Delhi Mayoral election update: In its third attempt, the Delhi municipal House convenes on Monday to elect a mayor for the city. The last two attempts were foiled after ugly clashes between leaders of the Aam Aadmi Party (AAP) leaders and the Bharatiya Janta Party (BJP).
Delhi does not have mayor after two months of polls
As per the DMC Act 1957, the mayor and the deputy mayor are to elected in the very first House that convenes after the civic polls. However, it’s been two months since the municipal elections were held, and Delhi is still to get a mayor.
The first two sessions — held on January 6 and January 24 — were adjourned by the presiding pfficer without electing a mayor following a ruckus and acrimonious exchanges among the members of the BJP and the AAP.
While the first session of the 250-member House after the December 4 poll went fully in vain, in the second session, the nominated members followed by elected members took oath.
After the oath-taking exercise, the second municipal House was adjourned till the next date by Presiding Officer and BJP councillor Satya Sharma.
While BJP members had walked out of chamber shouting anti-AAP and anti-Arvind Kejriwal slogans, the AAP members held a peaceful protest in the House for nearly five hours.
Before dispersing from the Civic Centre, senior leaders of AAP, including Rajya Sabha MP Sanjay Singh told reporters after emerging from the House that by “not allowing” the mayoral election to take place, the BJP was “strangulating democracy” and “starting a dangerous tradition”.
AAP leader and party MLA Atishi had appealed to Lt Governor V K Saxena to ensure the election for mayor, deputy mayor and six members of the standing committee are held at the earliest.
AAP’s mayoral candidate Shelly Oberoi had moved SC
The Supreme Court on Friday allowed Aam Aadmi Party’s (AAP) mayoral candidate Dr Shelly Oberoi to withdraw her plea demanding the mayor post election be conducted in a time-bound manner. Oberoi withdrew her plea after a bench headed by Chief Justice of India (CJI) DY Chandrachud said that the MCD election is slated to be held on February 6 (Monday).

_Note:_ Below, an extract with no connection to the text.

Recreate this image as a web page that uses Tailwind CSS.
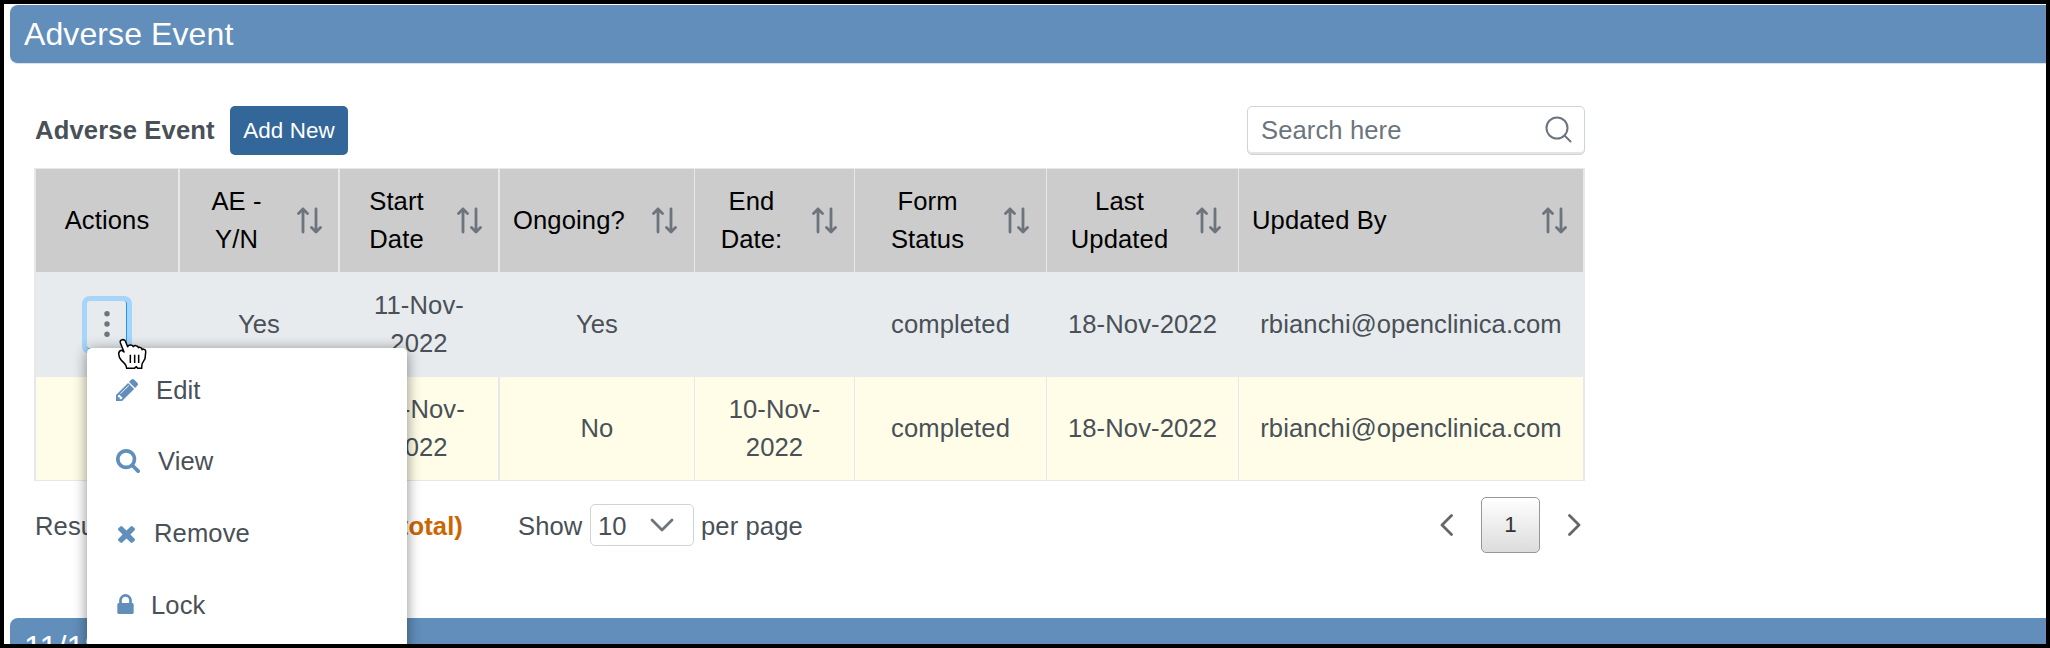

Now, the third session of the House is slated for Monday to elect a mayor. The civic polls were held on December 4 and the counting of votes took place on December 7.
Where does AAP stand
The Aam Aadmi Party (AAP) had emerged as a clear winner in the polls, bagging 134 wards and ending the BJP’s 15-year rule in the civic body.
The Bharatiya Janata Party (BJP) won 104 wards to finish second, while the Congress won nine seats in the 250-member municipal House which will convene on February 6 for the third time after the 2022 civic polls.
BJP’s mayoral candidate is Rekha Gupta. The nominees for the post of deputy mayor are — Aaley Mohammad Iqbal (AAP) and Kamal Bagri (BJP). Besides mayor and deputy mayor, six members of the MCD’s standing committee are also slated to be elected during the municipal House.
The Municipal Corporation of Delhi (MCD) had come into being in April 1958 and its mayor wielded influence and carried a huge prestige till 2012 when the corporation was spilt into three separate civic bodies, each having its own mayor.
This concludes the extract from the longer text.